Intellectual property rights are then enforced through political will and political institutions. The very nature of the information economy being global has made it difficult for individual states to enforce these rights. Therefore, politically-instituted international regimes such as the World Trade Organization (Which has now subsumed the World Intellectual Property Organization) have been designated the task. The WTO is increasingly becoming the battle grounds of defending the right to exclude.

This exclusion is also synonymous to exclusive right to exploit, to make profit from. For this exclusion to occur, information must necessarily be commoditized.

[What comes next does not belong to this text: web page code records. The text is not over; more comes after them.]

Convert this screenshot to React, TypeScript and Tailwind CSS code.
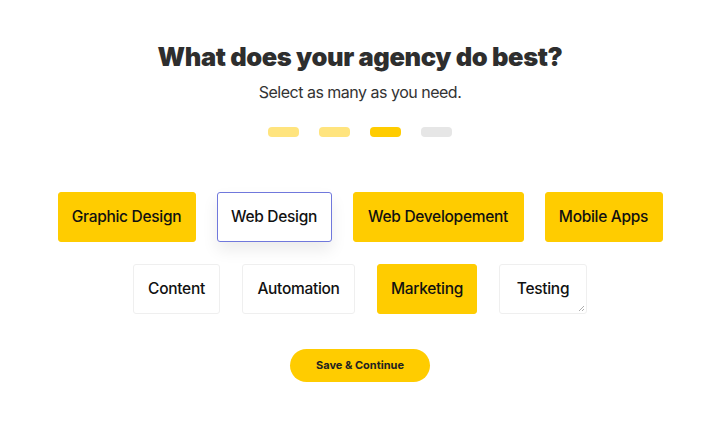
const rowOne = [
  { label: "Graphic Design", w: "w-[138px]", on: true },
  { label: "Web Design", w: "w-[115px]", on: false, focus: true },
  { label: "Web Developement", w: "w-[171px]", on: true },
  { label: "Mobile Apps", w: "w-[118px]", on: true },
];

const rowTwo = [
  { label: "Content", w: "w-[87px]", on: false },
  { label: "Automation", w: "w-[113px]", on: false },
  { label: "Marketing", w: "w-[100px]", on: true },
  { label: "Testing", w: "w-[88px]", on: false, grip: true },
];

type Opt = { label: string; w: string; on: boolean; focus?: boolean; grip?: boolean };

const Option = ({ opt }: { opt: Opt }) => {
  let cls = "border border-[#efefef] bg-white";
  if (opt.on) cls = "border border-[#ffcc00] bg-[#ffcc00]";
  if (opt.focus) cls = "border border-[#7078dc] bg-white shadow-[0_8px_16px_rgba(0,0,0,0.08)]";
  return (
    <div
      className={`relative flex h-[50px] items-center justify-center rounded-[3px] text-[15.5px] font-medium tracking-[-0.3px] text-[#111] ${opt.w} ${cls}`}
    >
      {opt.label}
      {opt.grip && (
        <svg className="absolute bottom-[1px] right-[1px]" width="8" height="8" viewBox="0 0 8 8">
          <path d="M7 2 L2 7 M7 5 L5 7" stroke="#999" strokeWidth="0.8" />
        </svg>
      )}
    </div>
  );
};

export default function App() {
  return (
    <div className="flex h-[429px] w-[720px] flex-col items-center bg-white pt-[40px] font-['Inter',sans-serif] text-[#333]">
      <h1 className="text-[25.5px] leading-[34px] font-black tracking-[-0.4px] text-[#2e2e2e]">
        What does your agency do best?
      </h1>
      <p className="mt-[8px] text-[16px] leading-[20px] tracking-[-0.5px] text-[#333]">
        Select as many as you need.
      </p>
      <div className="mt-[25px] flex gap-[20px]">
        <div className="h-[10px] w-[31px] rounded-[4px] bg-[#ffe47e]" />
        <div className="h-[10px] w-[31px] rounded-[4px] bg-[#ffe47e]" />
        <div className="h-[10px] w-[31px] rounded-[4px] bg-[#ffcc00]" />
        <div className="h-[10px] w-[31px] rounded-[4px] bg-[#e6e6e6]" />
      </div>
      <div className="mt-[55px] flex gap-[21px]">
        {rowOne.map((o) => (
          <Option key={o.label} opt={o} />
        ))}
      </div>
      <div className="mt-[22px] flex gap-[22px]">
        {rowTwo.map((o) => (
          <Option key={o.label} opt={o} />
        ))}
      </div>
      <button className="mt-[35px] h-[33px] w-[140px] rounded-full bg-[#ffcc00] text-[11px] font-bold text-[#222]">
        Save &amp; Continue
      </button>
    </div>
  );
}
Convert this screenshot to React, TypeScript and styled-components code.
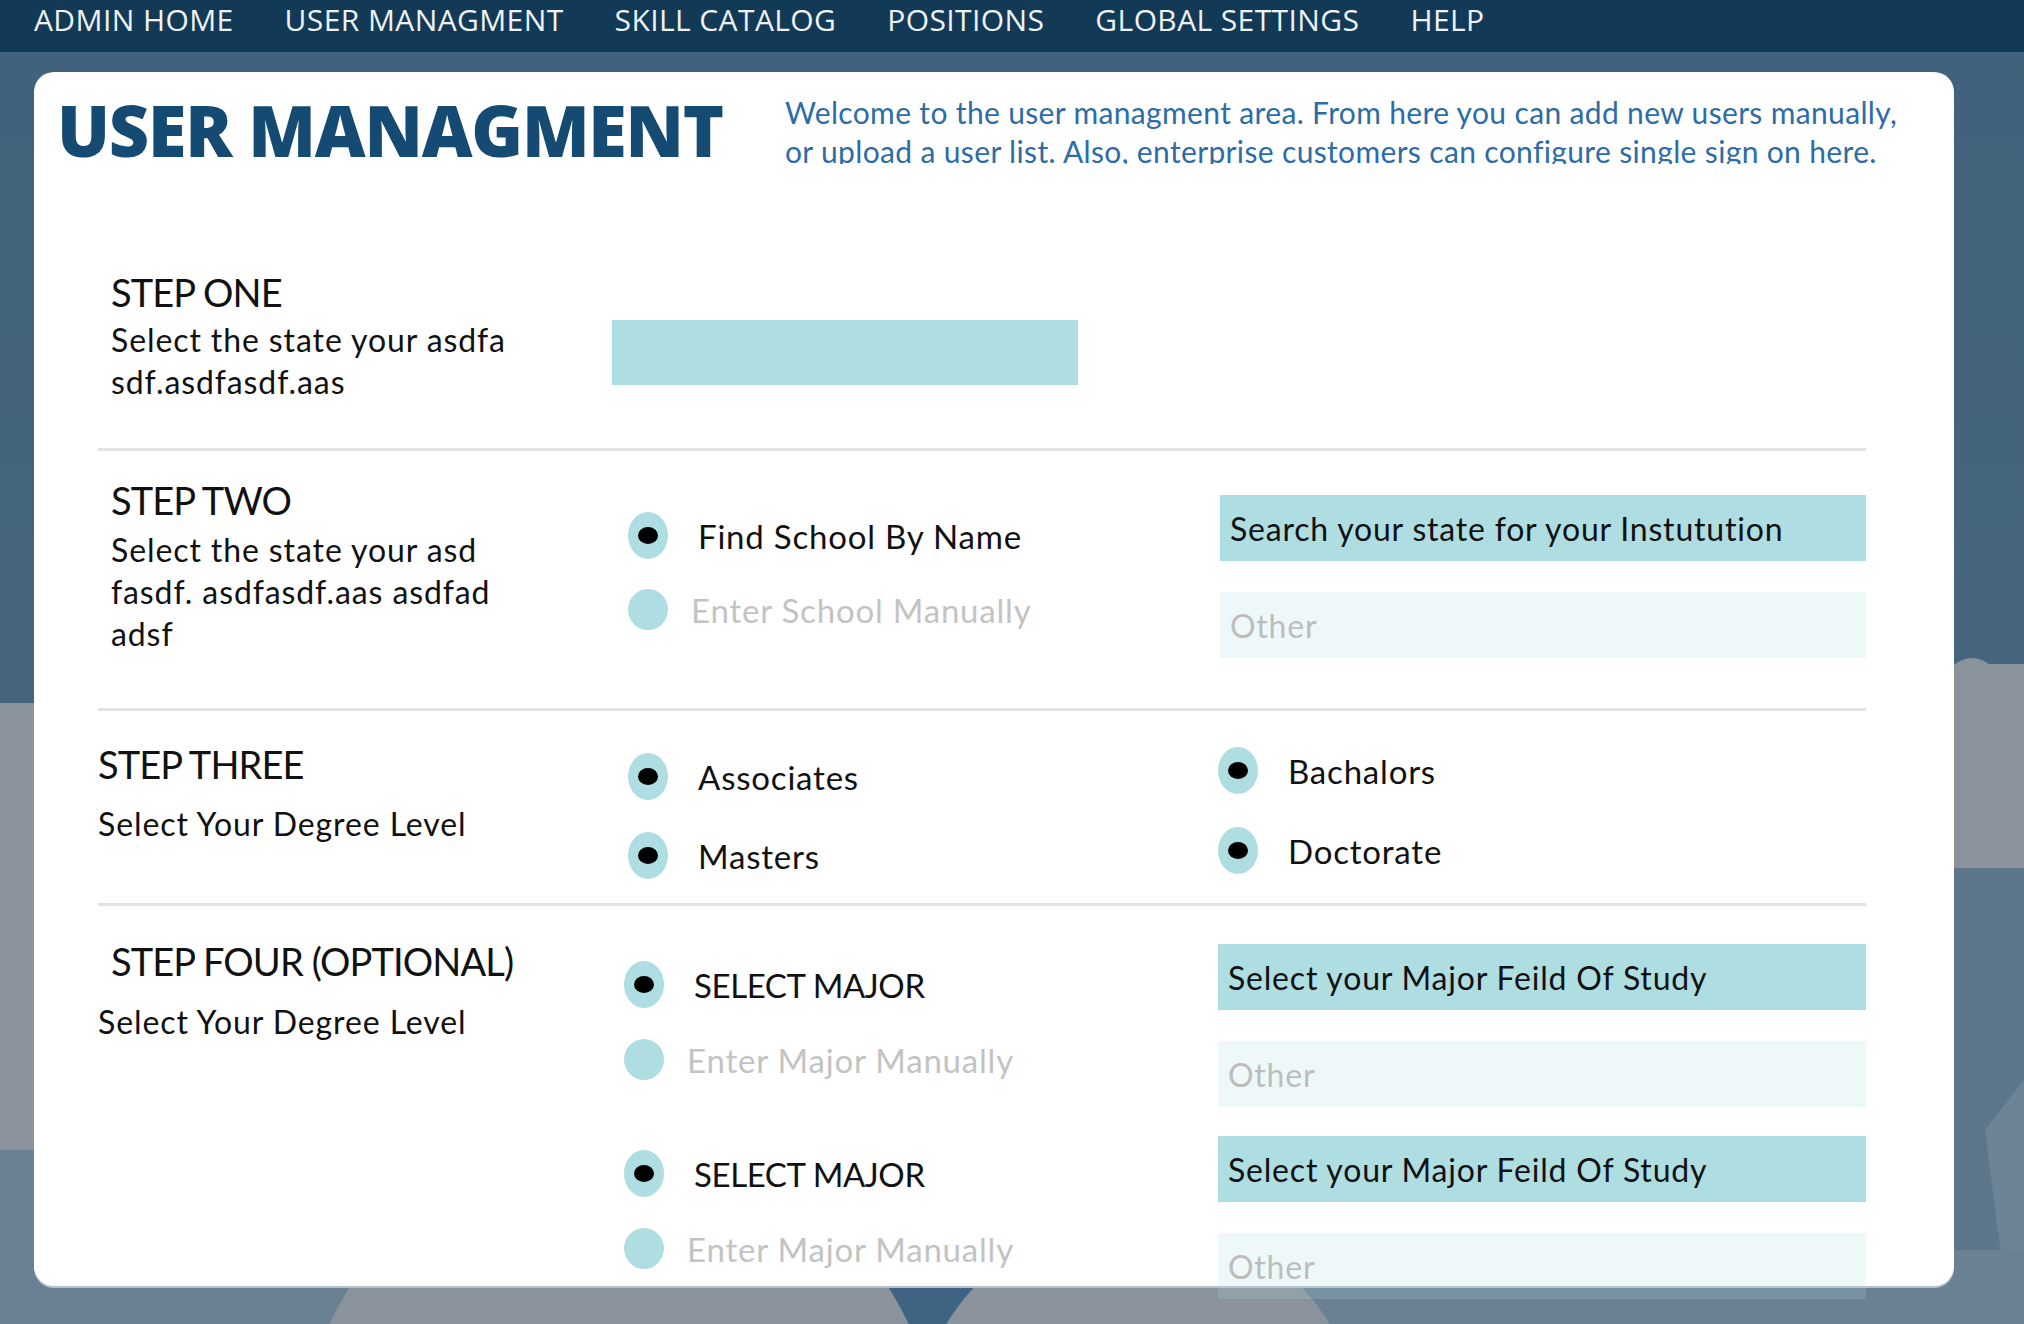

Knowledge is collectively produced and is not inherently scarce, it only acquires a commodity form insofar as it is made artificially scare and access thereto depends on payment of rent… It is worth noting here at least three processes involved in transforming knowledge into a fictitious commodity: the first is its formal transformation from a collective resource ('intellectual commons') into intellectual property (e.g., patent, copyright) as a basis for revenue generation; the second is the formal subsumption of knowledge production under exploitative class relations through the separation of intellectual and manual labour and the transformation of the former into wage labour producing knowledge for the market; and the third is the real subsumption of intellectual labour and its products under capitalist control through their commoditisation and integration into a networked, digitised production-consumption process that is controlled by capital (Jessop).

These seemingly innocuous events are increasingly becoming the norm in today’s scramble for exclusivity-in-use. Power in the information age then stems from the capacity to exclude other actors from access to and profiting from these life forms/modes of doing things. In an era where the creation of wealth is increasingly dependent on being plugged-in into the information network, exclusion from it promises to be detrimental to material and intangible well-being of people.

It is therefore the increasing preoccupation of world powers to appropriate as much knowledge/information as they can.